-- BEGIN Dataset extract --
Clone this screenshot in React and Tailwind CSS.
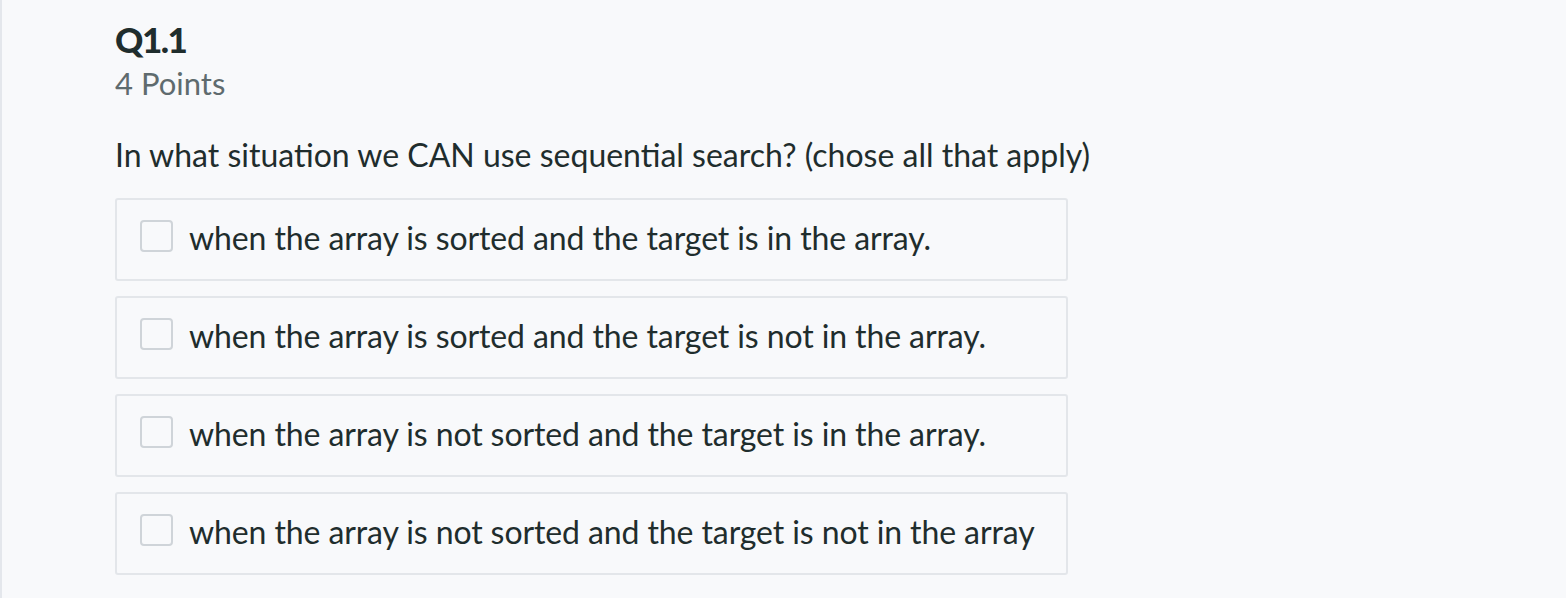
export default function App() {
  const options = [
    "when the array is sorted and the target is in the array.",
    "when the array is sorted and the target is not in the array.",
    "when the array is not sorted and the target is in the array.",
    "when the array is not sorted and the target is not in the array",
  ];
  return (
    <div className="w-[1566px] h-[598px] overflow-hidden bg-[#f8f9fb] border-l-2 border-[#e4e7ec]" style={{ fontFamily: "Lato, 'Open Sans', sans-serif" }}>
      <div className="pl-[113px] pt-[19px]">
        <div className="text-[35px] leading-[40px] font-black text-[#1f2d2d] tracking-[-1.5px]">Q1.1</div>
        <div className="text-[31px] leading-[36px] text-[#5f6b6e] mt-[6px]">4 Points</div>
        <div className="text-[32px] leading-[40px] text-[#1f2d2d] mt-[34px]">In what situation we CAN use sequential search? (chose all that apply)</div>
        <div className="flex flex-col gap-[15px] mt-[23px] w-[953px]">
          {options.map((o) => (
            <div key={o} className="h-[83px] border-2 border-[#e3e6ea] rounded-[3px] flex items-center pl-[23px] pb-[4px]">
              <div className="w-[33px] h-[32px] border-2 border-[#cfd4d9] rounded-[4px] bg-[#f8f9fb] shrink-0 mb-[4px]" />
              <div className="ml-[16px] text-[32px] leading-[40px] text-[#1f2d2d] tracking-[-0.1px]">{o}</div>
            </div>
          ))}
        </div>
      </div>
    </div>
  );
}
-- END Dataset extract --
Objective: Every line of the data above should be quoted exactly. Omit the pictures.

Full answer:
Clone this screenshot in React and Tailwind CSS.
export default function App() {
  const options = [
    "when the array is sorted and the target is in the array.",
    "when the array is sorted and the target is not in the array.",
    "when the array is not sorted and the target is in the array.",
    "when the array is not sorted and the target is not in the array",
  ];
  return (
    <div className="w-[1566px] h-[598px] overflow-hidden bg-[#f8f9fb] border-l-2 border-[#e4e7ec]" style={{ fontFamily: "Lato, 'Open Sans', sans-serif" }}>
      <div className="pl-[113px] pt-[19px]">
        <div className="text-[35px] leading-[40px] font-black text-[#1f2d2d] tracking-[-1.5px]">Q1.1</div>
        <div className="text-[31px] leading-[36px] text-[#5f6b6e] mt-[6px]">4 Points</div>
        <div className="text-[32px] leading-[40px] text-[#1f2d2d] mt-[34px]">In what situation we CAN use sequential search? (chose all that apply)</div>
        <div className="flex flex-col gap-[15px] mt-[23px] w-[953px]">
          {options.map((o) => (
            <div key={o} className="h-[83px] border-2 border-[#e3e6ea] rounded-[3px] flex items-center pl-[23px] pb-[4px]">
              <div className="w-[33px] h-[32px] border-2 border-[#cfd4d9] rounded-[4px] bg-[#f8f9fb] shrink-0 mb-[4px]" />
              <div className="ml-[16px] text-[32px] leading-[40px] text-[#1f2d2d] tracking-[-0.1px]">{o}</div>
            </div>
          ))}
        </div>
      </div>
    </div>
  );
}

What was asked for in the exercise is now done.